The Pro page[2], now has a clear graphic comparing the security coverage, but this appears to be new.

[0]: https://wiki.ubuntu.com/Releases

[1]: https://ubuntu.com/about/release-cycle

[2]: https://ubuntu.com/pro

Indeed. I see Ubuntu 20.04 imagemagick was updated with a security update in 2021 for free. Now, there is another update for imagemagick, but we have to pay for it.

The release cycle page (https://ubuntu.com/about/release-cycle) has no mention of any differences in updates for universe vs base packages.

The https://ubuntu.com/pro page says "best effort" for universe packages. Yet, they have an update for imagemagick, we just have to pay for the pro subscription to get it. How exactly is that "best effort"?

That doesn't really clarify things. It just says universe is supported by the community. Right now, we have an update for imagemagick, but we have to pay for it, whereas last year we had updates to imagemagick for free. How is that "best effort"? What they mean is, they are now putting more effort into universe, but you have to pay for the updates.

I don't mind having to pay for these updates if necessary. They should just be honest and transparent about what they are doing.

Looking into this further, I see that Ubuntu 20.04 has an identical version of imagemagick to that on Debian 10. This is a security update to imagemagick from 2020:

https://launchpad.net/debian/+source/imagemagick/8:6.9.10.23...

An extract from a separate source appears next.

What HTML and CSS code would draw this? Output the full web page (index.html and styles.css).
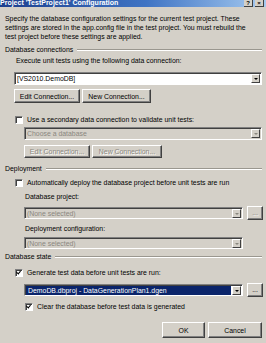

There are no later versions of imagemagick on ubuntu 10. So, my guess is that Ubuntu has (and will continue to) take any security updates that appear in the upstream Debian release, and add an Ubuntu Universe package for them. Now, I'm guessing, there will be additional security updates in the Universe package set for users paying for Ubuntu pro, where those packages are not available on Debian (i.e. Ubuntu themselves will package them).

If that's the case then there is nothing nefarious going on, just Canonical didn't explain it very well.

DELETED, there's a bug which doesn't consider architecture into account: https://bugs.launchpad.net/ubuntu/+source/ubuntu-advantage-t...
But are they now continuing to ship the known-vulnerable version in universe for new installs moving forward, but then notifying the user that an up-sell opportunity exists if they want the fixed version?
That's my impression.
There are lots of security updates in the source code for the packages. Major vulnerabilities will (presumably) have Debian package updates, and those should continue to be ported to Ubuntu. What will happen now is that Ubuntu themselves will sometimes port security updates to Ubuntu even when there is no community (debian) update upstream. At least, that is based on my own analysis (see my other comments).

So, I think this is just a new offering from Canonical, allowing us to pay for more minor security updates to the Universe packages. But they explained it very badly!